Operational data also matters. Airline flight data monitoring frequently reveals when paint degradation or ice roughness erodes efficiency, increasing fuel flow at given lift coefficients. By logging actual ranges, airlines can back-calculate a “fleet average” Oswald factor and compare it with predictions. Maintenance managers then apply targeted polishing or seal repairs to regain the lost efficiency, essentially driving the surface roughness slider in the calculator toward zero. Military operators, who often fly in harsh environments, rely heavily on this upkeep to preserve mission duration.
Advanced Considerations
The penalty-based calculator deliberately stays simple enough for conceptual loops, yet advanced users can extend it. For example, including fuselage/wing interference angles or high-lift device deflections can further refine the delta value. Another enhancement involves coupling the result with mission analysis: once e is known, designers can recompute Best Endurance and Best Range speeds, because both depend on induced-drag characteristics. For electric or hybrid aircraft, small improvements to e may translate into disproportionate gains in battery endurance, emphasizing why distributed propulsion concepts use spanwise loading control as a design pillar.
Professional Tip: Always validate calculator outputs with at least one high-fidelity aerodynamic method. Computational fluid dynamics, wind-tunnel testing, or carefully derived flight-test polars anchor the empirical penalties in reality. Once tuned, the calculator becomes a rapid scenario tester, letting you evaluate dozens of design tweaks before committing to expensive simulations.

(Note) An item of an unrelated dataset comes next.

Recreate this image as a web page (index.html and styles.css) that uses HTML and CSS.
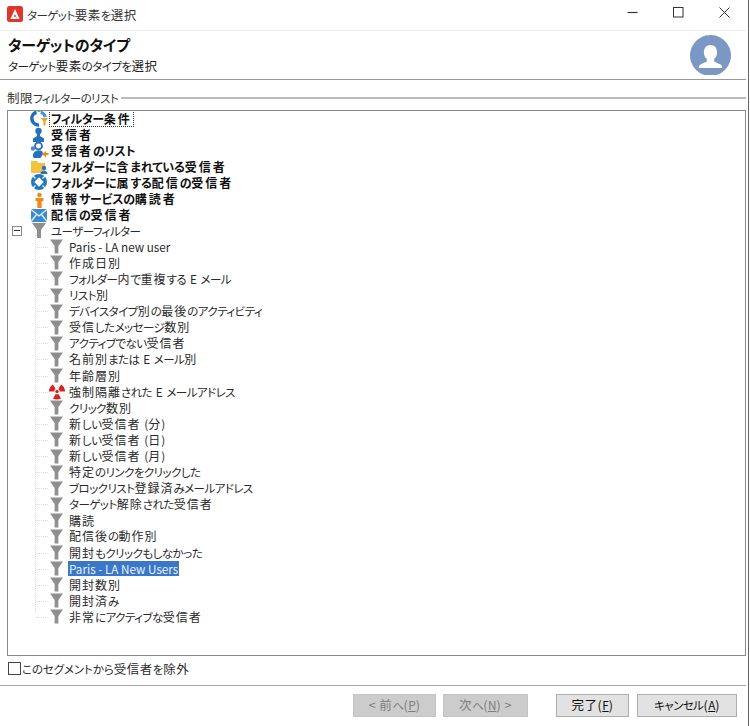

Oswald’s efficiency factor remains a deceptively simple parameter with outsize consequences. By merging aerodynamics, structures, and maintenance realities, engineers leverage this single number to guide investments in winglets, composite laminates, manufacturing tolerances, and operational cleanliness. Whether you are exploring a student project or orchestrating a transport-class upgrade, a disciplined approach to calculating e ensures that every watt of propulsive energy delivers as much useful lift as physics allows.